Problem requirements:
Starting at the line that contains "Generate a web" and stopping at the line that contains "The picture is", transcribe every line of the material below exactly; pictures stay out.

Stored records:
++++

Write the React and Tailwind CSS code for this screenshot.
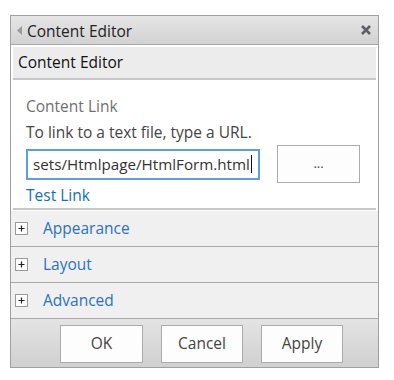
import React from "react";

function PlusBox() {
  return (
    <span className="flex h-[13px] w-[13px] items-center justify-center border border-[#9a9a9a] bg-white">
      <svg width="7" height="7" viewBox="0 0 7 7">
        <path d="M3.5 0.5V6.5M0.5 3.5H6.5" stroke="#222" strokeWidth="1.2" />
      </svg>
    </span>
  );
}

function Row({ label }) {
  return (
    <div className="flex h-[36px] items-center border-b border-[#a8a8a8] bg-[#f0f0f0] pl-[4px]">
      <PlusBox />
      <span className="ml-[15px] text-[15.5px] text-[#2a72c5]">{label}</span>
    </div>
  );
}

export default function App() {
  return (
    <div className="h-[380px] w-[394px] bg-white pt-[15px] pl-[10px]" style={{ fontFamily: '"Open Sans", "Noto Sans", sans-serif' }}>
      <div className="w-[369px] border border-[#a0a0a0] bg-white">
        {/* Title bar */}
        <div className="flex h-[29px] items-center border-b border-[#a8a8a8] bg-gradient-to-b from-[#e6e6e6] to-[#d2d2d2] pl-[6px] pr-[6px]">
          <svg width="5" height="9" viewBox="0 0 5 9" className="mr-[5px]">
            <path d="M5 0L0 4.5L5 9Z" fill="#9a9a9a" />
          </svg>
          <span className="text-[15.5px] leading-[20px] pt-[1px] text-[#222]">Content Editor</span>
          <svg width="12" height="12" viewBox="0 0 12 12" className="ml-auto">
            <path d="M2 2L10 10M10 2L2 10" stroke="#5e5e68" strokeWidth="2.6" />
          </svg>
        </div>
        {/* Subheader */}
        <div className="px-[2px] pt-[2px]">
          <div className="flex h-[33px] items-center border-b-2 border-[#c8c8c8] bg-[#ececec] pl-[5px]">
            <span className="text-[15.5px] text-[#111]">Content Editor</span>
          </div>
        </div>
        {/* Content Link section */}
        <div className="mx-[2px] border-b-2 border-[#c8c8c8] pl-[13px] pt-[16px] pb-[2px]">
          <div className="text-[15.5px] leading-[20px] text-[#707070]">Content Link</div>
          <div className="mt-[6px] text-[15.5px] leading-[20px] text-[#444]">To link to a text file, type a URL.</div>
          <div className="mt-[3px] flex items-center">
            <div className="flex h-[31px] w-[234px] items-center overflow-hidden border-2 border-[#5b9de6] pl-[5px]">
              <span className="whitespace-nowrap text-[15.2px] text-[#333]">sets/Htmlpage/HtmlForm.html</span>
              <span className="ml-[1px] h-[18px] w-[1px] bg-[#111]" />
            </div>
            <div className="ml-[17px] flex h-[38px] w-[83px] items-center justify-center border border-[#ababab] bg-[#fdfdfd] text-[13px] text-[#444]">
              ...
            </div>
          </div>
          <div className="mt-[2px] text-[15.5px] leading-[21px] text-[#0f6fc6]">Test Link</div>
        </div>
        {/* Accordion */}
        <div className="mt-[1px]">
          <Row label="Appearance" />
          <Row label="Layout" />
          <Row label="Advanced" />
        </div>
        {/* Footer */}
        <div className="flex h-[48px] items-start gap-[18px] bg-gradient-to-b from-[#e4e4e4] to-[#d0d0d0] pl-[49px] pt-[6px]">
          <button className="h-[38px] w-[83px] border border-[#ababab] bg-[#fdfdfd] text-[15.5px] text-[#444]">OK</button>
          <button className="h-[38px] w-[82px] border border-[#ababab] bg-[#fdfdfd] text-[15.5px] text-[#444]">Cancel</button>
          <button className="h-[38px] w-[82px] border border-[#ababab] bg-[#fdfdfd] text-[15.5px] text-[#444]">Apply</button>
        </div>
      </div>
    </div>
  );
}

++++

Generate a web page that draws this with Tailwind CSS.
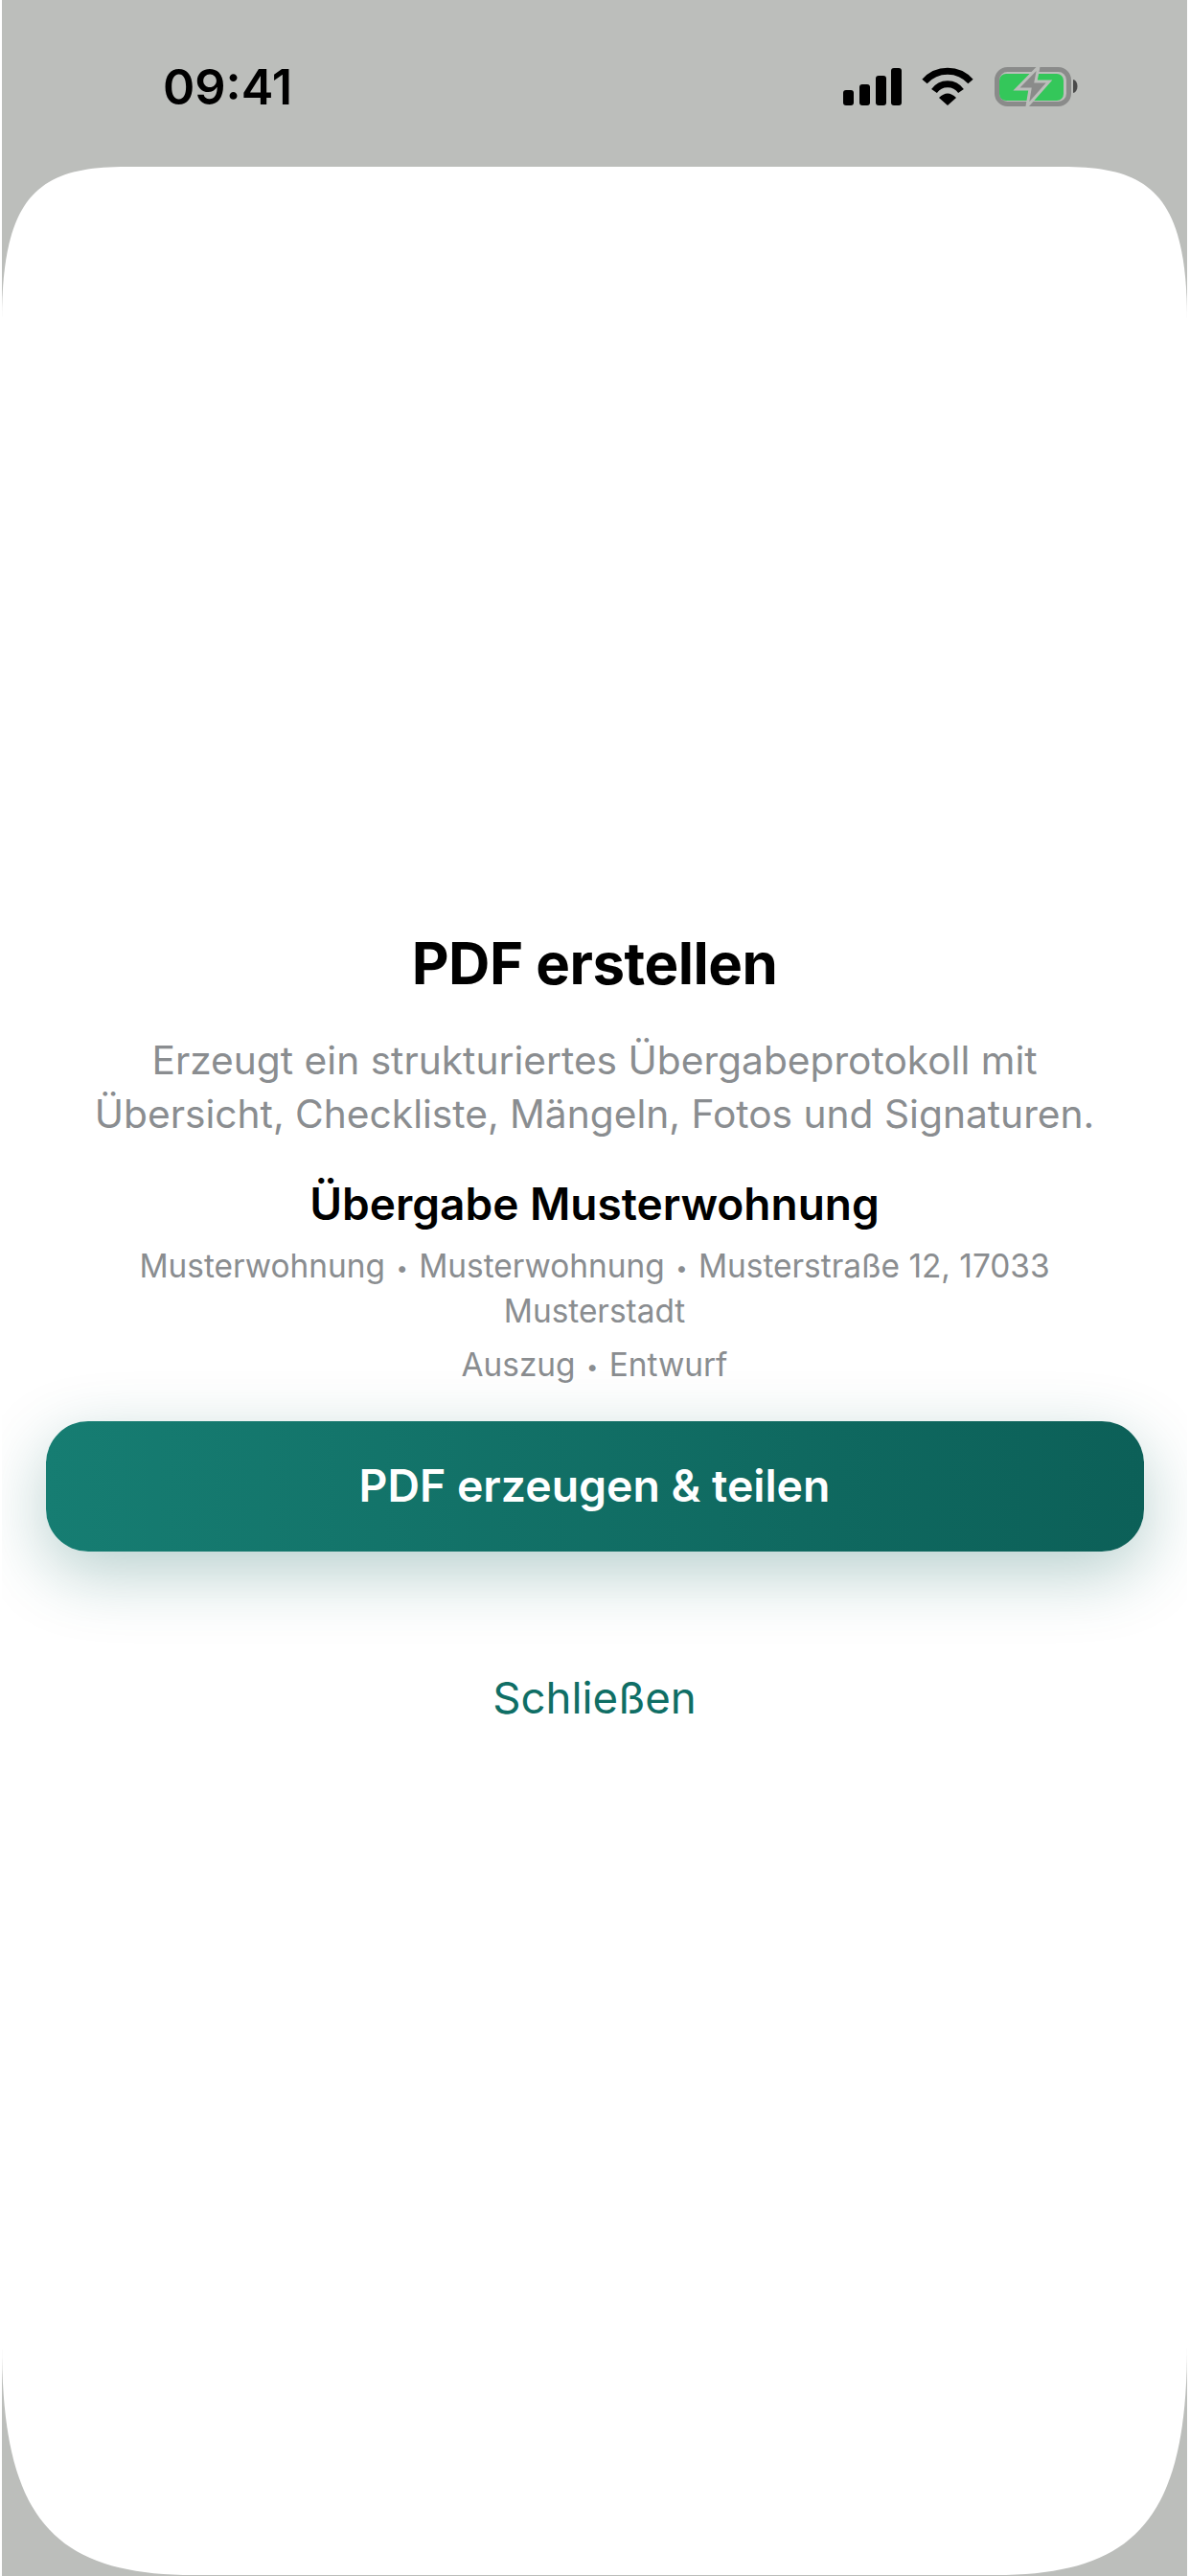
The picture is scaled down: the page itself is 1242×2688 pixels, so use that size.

++++

Solution:
Generate a web page that draws this with Tailwind CSS.
The picture is scaled down: the page itself is 1242×2688 pixels, so use that size.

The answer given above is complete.